** START Dataset content **

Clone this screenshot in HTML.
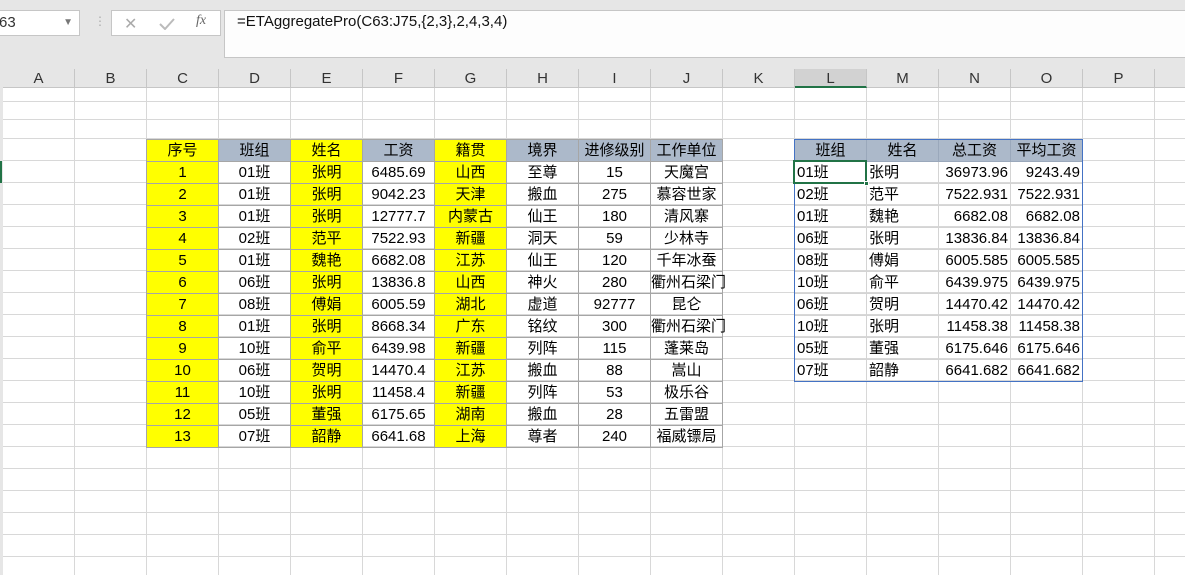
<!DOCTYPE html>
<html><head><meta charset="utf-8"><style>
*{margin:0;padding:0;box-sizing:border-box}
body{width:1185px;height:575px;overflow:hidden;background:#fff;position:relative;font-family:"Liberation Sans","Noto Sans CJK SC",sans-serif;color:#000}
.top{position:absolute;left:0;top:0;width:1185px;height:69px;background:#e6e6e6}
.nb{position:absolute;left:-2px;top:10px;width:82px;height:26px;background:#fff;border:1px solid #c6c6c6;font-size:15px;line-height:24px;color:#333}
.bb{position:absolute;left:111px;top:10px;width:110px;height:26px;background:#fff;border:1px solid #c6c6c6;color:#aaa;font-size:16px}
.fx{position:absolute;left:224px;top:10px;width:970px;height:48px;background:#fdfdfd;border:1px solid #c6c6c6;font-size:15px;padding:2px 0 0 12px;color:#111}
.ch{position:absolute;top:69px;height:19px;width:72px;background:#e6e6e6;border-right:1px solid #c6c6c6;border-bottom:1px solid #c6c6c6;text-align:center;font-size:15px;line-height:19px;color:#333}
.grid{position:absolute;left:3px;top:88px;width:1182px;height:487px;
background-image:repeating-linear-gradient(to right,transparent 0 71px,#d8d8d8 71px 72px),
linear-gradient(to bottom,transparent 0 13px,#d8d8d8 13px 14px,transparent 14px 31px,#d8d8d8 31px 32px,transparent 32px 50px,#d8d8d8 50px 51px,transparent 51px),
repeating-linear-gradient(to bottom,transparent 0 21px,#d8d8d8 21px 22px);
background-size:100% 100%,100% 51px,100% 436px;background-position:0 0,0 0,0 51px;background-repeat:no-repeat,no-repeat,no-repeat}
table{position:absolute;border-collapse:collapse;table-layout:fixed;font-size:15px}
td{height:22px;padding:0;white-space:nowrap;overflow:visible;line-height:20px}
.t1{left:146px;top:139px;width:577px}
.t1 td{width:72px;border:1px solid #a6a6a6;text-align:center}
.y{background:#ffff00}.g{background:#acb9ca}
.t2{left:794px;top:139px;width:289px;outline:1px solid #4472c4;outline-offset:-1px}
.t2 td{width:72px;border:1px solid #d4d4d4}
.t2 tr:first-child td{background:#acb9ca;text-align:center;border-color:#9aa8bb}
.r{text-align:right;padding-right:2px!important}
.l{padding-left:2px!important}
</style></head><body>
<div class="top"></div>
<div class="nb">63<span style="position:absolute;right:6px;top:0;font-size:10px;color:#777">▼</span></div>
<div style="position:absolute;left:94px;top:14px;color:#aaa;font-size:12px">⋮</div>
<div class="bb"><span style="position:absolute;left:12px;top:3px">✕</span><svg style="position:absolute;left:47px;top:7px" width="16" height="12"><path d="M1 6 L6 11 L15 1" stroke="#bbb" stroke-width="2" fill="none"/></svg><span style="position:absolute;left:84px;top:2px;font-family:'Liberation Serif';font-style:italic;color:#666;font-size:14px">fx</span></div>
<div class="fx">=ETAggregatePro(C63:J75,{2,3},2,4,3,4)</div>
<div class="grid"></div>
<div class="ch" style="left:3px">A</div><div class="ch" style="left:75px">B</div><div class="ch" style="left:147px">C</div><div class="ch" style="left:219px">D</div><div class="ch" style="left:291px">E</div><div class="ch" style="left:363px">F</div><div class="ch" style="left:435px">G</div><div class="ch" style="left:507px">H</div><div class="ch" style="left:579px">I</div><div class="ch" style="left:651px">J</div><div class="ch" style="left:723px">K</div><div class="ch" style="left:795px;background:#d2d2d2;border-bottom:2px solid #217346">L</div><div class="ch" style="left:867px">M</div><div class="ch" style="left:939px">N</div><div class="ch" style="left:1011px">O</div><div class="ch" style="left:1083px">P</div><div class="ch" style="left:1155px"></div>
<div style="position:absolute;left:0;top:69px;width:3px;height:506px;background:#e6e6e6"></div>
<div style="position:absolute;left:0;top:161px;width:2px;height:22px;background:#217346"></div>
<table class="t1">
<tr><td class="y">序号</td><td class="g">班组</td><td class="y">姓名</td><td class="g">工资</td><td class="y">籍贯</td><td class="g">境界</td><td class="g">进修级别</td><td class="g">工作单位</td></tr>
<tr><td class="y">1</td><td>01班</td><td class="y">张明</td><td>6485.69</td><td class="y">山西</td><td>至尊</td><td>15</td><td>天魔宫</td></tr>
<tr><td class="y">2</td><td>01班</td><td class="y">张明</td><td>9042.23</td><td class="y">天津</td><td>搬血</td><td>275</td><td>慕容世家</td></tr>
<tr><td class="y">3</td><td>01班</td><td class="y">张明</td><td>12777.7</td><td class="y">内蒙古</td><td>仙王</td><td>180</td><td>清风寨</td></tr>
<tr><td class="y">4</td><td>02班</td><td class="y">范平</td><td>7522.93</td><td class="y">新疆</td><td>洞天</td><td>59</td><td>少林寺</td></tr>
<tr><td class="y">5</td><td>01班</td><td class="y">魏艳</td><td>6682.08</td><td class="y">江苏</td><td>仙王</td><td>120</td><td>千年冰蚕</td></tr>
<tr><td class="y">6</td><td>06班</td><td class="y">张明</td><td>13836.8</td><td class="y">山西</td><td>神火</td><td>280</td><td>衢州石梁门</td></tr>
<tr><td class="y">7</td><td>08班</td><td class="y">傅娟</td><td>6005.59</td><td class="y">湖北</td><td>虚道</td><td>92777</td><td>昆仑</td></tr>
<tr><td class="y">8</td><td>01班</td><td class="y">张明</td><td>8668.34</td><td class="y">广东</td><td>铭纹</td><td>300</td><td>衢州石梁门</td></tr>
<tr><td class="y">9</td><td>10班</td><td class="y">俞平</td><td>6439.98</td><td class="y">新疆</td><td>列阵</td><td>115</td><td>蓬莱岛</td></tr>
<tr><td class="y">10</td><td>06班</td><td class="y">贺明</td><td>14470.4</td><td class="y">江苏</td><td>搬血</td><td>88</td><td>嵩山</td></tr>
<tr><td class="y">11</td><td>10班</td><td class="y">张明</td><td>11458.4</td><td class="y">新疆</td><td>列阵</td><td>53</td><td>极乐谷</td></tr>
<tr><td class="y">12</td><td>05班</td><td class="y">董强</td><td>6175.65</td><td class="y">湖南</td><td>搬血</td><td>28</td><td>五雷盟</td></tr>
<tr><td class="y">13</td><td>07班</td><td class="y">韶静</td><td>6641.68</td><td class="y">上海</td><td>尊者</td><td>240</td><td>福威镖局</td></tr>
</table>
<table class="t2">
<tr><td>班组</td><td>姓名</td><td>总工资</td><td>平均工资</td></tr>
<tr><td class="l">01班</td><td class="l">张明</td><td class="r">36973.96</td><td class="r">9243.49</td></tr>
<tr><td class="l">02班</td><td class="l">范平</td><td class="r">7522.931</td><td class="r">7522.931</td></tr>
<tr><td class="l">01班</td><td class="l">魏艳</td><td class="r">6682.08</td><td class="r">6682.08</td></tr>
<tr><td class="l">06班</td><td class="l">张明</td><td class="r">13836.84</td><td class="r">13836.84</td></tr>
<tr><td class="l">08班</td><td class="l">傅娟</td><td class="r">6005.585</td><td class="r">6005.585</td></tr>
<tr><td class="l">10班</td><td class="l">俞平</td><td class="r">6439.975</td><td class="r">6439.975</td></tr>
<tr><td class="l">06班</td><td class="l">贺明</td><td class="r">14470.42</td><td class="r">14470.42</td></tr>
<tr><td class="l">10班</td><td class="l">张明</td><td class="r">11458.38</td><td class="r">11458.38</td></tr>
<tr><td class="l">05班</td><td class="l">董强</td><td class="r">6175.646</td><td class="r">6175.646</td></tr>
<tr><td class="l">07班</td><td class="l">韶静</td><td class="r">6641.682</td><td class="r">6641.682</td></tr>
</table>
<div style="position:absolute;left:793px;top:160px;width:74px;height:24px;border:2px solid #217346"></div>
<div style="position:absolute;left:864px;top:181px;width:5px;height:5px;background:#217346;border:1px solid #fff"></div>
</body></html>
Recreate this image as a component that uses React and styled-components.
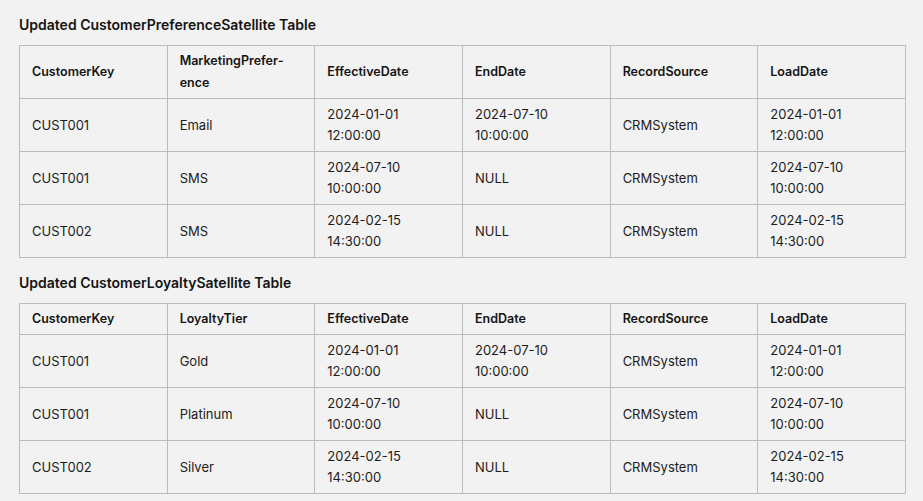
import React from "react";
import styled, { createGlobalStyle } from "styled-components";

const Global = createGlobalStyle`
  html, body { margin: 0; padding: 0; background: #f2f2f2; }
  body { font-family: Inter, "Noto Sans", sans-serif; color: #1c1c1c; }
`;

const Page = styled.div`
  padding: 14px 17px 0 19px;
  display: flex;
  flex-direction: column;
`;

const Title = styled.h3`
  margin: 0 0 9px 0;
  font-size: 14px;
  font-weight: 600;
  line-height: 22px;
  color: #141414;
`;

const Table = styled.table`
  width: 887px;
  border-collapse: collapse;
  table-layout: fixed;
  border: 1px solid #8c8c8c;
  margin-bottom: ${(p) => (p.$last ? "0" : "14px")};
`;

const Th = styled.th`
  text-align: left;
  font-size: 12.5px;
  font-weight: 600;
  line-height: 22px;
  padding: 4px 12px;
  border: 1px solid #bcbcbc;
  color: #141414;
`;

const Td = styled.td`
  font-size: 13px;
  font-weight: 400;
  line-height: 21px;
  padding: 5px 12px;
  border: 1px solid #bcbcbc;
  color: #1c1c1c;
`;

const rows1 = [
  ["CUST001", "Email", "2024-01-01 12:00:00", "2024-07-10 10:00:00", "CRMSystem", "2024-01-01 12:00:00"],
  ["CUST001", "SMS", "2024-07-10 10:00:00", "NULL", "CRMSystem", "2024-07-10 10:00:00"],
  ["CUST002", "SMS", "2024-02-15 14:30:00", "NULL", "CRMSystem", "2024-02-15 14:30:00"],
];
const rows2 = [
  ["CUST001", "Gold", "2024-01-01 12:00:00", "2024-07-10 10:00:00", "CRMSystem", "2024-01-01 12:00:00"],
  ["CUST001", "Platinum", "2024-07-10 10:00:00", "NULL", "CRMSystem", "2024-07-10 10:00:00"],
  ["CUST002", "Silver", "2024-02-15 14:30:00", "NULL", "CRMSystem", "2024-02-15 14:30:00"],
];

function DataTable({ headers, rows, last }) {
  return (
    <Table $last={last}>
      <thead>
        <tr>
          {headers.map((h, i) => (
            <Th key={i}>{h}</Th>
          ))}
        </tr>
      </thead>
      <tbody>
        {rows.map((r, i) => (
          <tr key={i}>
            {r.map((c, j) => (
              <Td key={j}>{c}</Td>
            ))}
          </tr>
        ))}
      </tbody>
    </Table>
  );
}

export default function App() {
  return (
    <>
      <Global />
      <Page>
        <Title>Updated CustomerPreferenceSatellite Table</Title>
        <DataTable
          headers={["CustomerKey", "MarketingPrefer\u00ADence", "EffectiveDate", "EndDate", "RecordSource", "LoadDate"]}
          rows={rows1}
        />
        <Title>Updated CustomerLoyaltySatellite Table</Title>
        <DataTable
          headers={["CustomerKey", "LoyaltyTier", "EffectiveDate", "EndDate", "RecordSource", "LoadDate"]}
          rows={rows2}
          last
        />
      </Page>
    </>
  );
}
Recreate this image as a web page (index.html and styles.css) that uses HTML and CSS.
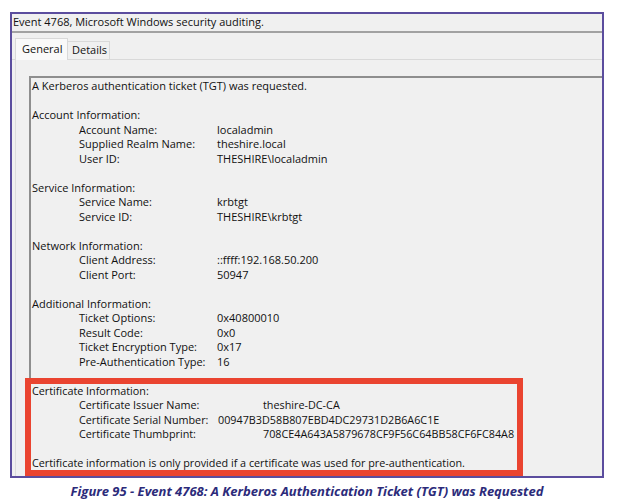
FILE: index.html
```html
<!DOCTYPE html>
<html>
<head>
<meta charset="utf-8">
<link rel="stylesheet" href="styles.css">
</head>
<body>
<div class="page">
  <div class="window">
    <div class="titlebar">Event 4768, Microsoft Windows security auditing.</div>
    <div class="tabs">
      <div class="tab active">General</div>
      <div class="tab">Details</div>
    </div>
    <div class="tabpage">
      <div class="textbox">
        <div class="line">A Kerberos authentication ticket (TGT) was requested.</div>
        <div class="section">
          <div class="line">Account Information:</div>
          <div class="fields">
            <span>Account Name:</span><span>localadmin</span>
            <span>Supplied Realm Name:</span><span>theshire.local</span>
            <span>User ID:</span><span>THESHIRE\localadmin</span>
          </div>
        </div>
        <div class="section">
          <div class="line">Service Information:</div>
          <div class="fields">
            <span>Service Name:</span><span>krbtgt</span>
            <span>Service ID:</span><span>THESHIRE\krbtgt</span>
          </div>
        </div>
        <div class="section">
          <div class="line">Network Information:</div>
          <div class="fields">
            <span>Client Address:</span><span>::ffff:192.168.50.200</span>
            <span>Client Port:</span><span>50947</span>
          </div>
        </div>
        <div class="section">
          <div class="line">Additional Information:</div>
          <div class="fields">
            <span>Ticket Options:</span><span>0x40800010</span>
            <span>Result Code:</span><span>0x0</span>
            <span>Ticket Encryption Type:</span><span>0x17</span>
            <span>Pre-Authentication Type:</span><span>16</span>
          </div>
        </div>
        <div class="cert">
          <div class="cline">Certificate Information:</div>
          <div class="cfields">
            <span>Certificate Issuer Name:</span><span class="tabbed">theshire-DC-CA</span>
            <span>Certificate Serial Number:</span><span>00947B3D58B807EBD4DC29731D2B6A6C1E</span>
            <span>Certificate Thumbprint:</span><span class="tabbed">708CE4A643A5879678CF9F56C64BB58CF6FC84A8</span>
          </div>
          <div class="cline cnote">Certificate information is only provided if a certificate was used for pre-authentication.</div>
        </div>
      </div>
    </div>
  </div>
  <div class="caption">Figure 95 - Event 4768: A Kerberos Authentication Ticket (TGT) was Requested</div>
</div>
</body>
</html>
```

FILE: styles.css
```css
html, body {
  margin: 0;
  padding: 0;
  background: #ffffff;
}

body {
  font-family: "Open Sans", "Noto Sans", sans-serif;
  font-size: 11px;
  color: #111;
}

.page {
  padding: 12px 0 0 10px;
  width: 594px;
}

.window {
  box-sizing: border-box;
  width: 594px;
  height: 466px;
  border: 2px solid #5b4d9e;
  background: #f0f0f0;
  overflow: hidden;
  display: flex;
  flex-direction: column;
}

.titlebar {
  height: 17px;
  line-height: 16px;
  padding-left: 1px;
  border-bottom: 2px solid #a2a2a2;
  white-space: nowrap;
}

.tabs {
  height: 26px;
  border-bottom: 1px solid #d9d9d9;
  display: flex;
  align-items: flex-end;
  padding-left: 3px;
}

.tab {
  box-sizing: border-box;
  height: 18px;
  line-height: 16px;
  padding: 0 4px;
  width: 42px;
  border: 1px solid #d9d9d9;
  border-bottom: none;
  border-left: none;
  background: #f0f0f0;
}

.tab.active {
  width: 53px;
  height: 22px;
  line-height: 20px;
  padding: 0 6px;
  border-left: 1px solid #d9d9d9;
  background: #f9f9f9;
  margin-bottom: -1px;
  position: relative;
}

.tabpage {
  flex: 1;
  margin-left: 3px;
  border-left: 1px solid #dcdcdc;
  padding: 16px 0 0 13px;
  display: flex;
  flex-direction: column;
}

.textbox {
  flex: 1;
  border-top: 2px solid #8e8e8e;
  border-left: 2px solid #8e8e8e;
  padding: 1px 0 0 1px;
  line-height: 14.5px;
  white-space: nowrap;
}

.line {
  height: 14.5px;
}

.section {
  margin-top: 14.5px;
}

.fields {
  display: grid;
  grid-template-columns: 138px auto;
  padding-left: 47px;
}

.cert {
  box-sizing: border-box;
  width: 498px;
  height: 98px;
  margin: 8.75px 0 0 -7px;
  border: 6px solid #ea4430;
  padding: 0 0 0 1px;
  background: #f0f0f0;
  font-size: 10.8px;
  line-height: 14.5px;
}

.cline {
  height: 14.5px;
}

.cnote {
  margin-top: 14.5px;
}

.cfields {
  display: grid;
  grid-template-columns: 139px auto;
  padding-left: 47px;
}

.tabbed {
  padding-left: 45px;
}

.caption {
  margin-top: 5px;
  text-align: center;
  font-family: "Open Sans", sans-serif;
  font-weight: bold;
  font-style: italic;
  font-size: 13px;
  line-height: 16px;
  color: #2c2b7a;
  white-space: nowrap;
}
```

** END Dataset content **

Exercise goal
Gather each line from the listing above that holds "React".

Solution below
Recreate this image as a component that uses React and styled-components.
import React from "react";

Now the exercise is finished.